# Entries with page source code
---

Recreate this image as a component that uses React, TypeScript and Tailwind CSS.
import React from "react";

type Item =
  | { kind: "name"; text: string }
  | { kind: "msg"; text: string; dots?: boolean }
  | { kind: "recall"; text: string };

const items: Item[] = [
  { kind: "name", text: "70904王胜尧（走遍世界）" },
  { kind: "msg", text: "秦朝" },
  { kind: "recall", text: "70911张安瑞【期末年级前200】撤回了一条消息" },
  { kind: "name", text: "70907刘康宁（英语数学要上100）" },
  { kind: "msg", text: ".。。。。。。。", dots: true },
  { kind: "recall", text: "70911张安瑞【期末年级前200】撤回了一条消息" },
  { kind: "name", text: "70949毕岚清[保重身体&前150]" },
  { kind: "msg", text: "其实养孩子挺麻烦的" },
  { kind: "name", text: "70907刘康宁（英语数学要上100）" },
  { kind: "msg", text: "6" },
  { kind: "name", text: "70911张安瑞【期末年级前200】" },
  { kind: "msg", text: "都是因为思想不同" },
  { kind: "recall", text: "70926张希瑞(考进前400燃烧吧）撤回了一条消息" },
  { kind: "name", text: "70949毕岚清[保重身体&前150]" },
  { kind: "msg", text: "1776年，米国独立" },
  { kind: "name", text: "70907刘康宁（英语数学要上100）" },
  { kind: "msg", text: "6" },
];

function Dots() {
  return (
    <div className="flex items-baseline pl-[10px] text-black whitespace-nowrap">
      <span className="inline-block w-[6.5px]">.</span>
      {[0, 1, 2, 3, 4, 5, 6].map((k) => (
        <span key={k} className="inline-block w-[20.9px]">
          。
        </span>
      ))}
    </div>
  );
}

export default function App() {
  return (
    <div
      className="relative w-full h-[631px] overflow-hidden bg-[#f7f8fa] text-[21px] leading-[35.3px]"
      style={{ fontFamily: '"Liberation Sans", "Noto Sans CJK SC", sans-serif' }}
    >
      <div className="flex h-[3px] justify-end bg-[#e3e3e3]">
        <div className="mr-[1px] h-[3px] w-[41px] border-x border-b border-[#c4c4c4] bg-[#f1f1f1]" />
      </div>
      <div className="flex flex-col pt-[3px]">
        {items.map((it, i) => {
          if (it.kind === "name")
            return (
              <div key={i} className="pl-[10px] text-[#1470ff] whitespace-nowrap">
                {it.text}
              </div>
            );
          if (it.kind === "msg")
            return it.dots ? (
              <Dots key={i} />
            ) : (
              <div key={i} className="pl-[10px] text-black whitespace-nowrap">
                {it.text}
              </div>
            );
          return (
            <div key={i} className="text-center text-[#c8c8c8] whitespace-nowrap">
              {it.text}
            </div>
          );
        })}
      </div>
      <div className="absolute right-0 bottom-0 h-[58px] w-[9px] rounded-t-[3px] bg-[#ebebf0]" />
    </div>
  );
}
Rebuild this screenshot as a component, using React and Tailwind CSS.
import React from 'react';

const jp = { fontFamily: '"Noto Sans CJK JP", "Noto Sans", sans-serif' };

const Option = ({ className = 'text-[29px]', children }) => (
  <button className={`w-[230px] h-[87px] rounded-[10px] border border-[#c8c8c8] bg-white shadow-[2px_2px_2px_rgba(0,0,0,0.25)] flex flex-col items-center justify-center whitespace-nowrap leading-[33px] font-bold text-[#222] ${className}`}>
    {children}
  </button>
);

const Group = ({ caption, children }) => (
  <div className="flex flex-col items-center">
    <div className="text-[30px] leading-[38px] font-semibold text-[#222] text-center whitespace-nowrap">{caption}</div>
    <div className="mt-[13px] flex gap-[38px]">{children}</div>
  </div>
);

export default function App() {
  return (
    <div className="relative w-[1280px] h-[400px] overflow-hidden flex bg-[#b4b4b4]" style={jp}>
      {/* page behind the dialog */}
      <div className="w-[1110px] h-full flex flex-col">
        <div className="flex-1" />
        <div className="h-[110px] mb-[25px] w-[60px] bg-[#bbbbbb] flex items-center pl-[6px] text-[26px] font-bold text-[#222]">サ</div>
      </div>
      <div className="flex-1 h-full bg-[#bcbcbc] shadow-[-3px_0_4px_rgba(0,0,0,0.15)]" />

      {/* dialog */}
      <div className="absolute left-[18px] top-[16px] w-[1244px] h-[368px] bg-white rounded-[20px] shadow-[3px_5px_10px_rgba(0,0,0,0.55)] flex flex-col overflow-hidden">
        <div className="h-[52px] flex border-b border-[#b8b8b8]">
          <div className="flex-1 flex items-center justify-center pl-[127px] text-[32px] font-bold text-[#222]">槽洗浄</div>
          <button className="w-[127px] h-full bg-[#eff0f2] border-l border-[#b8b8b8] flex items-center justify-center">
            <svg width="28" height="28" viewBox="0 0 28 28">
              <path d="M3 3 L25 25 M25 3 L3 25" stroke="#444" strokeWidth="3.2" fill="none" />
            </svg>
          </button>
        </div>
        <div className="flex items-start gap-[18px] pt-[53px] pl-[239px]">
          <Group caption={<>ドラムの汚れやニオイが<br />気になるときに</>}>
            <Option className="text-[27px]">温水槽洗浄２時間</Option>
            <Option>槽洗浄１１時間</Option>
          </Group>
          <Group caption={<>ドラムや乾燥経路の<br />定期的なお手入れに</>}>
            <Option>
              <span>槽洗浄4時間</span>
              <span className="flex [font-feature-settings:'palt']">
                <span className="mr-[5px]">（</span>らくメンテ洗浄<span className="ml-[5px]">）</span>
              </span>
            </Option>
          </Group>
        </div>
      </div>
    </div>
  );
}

---

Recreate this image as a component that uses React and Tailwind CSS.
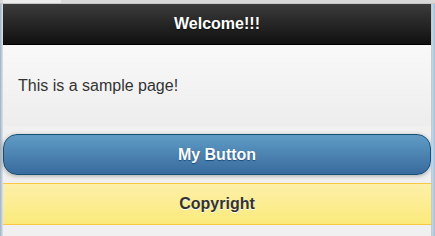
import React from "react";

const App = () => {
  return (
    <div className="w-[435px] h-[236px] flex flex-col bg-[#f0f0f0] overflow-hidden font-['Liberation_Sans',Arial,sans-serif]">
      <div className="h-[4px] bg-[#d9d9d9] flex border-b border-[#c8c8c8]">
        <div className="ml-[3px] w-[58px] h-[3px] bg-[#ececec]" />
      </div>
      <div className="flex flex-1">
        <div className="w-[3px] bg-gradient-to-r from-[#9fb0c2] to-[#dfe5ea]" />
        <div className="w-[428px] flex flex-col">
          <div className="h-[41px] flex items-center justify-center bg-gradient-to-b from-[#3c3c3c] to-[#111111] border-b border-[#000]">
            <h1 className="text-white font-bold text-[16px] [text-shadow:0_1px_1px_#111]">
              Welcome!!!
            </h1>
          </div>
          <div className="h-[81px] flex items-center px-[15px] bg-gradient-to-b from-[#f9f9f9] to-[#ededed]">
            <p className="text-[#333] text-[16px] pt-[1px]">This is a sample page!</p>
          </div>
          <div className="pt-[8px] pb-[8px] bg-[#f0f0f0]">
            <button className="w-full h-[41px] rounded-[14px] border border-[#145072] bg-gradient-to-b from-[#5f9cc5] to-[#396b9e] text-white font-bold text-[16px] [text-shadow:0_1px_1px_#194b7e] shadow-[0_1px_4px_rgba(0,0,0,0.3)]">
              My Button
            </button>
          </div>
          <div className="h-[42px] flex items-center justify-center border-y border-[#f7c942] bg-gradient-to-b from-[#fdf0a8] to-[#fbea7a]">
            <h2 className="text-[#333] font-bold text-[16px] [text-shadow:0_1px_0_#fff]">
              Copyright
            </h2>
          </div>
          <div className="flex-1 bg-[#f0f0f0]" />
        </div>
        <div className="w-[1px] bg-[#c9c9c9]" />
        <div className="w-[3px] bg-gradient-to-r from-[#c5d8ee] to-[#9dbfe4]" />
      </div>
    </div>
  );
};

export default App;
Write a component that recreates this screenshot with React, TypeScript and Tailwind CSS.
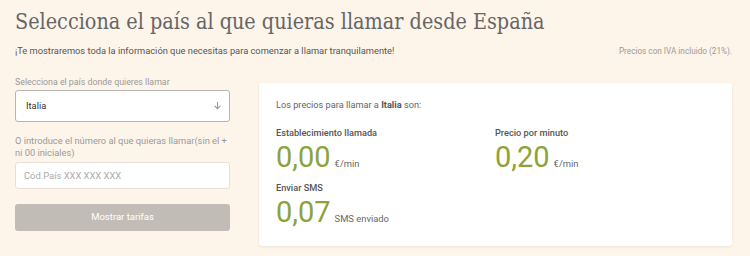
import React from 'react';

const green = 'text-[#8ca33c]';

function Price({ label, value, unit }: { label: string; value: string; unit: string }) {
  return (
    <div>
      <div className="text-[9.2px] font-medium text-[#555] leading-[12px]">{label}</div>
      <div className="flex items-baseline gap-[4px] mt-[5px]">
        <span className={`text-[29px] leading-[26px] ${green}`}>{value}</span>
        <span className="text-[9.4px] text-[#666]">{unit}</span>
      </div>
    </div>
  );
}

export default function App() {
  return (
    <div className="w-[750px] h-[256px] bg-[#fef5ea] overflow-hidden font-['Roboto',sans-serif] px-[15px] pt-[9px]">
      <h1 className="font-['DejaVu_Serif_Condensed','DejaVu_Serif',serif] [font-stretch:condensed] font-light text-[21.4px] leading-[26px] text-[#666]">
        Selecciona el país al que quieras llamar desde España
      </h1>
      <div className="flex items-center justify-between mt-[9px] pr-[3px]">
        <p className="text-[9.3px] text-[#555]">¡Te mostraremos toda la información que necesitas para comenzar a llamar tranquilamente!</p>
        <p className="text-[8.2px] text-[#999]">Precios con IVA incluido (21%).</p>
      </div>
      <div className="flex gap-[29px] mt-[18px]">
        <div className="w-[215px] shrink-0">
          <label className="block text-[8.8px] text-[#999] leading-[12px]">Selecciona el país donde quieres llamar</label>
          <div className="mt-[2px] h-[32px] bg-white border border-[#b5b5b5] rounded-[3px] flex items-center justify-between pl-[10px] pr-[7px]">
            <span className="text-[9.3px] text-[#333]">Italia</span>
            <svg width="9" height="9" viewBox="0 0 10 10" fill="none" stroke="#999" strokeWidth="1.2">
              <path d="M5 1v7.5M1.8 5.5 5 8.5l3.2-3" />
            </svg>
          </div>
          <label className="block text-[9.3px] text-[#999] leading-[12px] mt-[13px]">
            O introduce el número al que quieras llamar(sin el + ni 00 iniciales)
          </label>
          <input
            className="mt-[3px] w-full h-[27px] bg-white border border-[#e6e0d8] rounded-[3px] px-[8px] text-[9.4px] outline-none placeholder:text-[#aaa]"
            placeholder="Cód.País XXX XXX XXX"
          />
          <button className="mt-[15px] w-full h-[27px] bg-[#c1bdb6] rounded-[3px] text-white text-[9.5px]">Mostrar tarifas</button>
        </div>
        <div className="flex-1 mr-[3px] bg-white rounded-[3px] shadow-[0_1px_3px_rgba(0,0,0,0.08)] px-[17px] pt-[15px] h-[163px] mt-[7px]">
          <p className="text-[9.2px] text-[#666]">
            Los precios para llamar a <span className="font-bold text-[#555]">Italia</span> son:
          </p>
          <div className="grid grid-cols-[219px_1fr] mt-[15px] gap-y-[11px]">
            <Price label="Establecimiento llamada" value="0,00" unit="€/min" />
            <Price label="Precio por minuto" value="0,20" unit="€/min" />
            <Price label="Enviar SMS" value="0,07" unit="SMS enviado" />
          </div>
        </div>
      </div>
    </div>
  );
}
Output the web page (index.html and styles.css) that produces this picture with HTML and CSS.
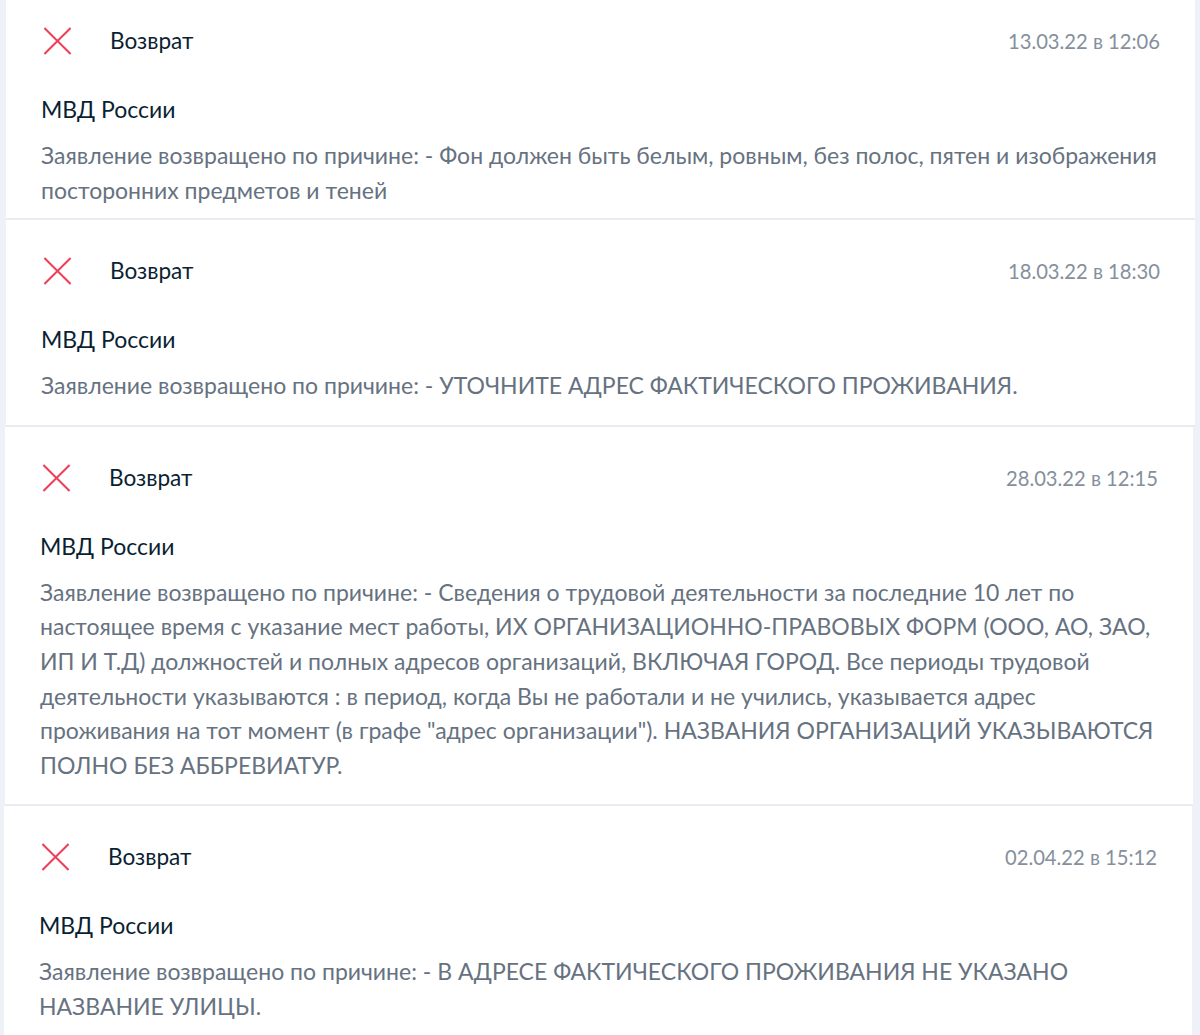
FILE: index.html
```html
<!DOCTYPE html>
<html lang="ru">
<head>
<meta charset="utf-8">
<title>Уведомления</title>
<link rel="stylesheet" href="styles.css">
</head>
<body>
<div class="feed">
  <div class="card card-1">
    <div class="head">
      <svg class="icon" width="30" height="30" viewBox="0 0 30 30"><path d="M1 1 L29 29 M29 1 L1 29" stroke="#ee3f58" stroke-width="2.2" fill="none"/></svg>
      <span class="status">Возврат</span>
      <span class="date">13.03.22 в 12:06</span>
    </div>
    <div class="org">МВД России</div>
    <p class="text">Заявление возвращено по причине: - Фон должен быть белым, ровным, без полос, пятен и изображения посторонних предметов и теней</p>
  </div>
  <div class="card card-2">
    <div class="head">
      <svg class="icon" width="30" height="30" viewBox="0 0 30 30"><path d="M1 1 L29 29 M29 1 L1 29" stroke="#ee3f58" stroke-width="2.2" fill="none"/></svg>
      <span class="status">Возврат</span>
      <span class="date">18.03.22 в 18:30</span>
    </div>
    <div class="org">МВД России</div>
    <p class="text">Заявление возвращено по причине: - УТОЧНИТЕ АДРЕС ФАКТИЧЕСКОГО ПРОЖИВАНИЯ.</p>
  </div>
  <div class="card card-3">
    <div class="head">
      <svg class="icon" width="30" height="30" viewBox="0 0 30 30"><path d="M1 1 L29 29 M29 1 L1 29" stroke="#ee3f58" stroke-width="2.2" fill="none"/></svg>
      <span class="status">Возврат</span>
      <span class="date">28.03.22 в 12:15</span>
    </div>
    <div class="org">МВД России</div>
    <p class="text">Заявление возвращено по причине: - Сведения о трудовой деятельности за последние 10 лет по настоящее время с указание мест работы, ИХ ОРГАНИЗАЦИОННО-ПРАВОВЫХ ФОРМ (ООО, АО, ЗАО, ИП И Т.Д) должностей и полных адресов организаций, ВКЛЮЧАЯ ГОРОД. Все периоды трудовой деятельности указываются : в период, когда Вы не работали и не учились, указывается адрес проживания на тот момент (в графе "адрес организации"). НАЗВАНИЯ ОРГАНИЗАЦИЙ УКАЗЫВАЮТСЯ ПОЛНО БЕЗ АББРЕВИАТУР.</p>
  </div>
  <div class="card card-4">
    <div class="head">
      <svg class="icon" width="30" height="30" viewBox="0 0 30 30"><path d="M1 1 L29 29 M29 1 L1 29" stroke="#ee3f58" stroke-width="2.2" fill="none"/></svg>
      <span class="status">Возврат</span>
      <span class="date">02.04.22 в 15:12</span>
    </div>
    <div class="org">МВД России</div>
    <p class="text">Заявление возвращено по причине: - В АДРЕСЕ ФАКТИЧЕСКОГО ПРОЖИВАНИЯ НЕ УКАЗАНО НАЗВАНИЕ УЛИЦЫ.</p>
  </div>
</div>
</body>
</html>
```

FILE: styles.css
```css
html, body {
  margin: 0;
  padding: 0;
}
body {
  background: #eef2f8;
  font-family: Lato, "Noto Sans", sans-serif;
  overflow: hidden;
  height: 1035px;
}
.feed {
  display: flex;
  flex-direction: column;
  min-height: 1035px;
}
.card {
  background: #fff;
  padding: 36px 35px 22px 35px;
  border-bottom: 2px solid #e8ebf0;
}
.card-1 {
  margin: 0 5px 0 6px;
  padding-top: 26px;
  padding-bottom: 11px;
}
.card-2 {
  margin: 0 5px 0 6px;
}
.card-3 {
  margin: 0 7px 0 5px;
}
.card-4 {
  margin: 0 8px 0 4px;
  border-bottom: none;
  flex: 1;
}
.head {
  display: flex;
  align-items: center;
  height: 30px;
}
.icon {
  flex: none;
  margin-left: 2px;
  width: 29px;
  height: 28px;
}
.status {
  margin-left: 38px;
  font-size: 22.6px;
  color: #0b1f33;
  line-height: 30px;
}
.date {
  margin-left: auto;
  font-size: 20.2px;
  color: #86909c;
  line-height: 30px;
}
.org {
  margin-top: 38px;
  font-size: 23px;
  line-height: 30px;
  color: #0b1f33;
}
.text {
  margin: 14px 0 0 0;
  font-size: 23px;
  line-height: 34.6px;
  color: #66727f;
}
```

---

# Problem description
Exactly the lines starting at the line containing "Write a component" and ending at the line containing "const green = 'text-[#8ca33c]';" should be transcribed, both included; omit the pictures.

# Task answer
Write a component that recreates this screenshot with React, TypeScript and Tailwind CSS.
import React from 'react';

const green = 'text-[#8ca33c]';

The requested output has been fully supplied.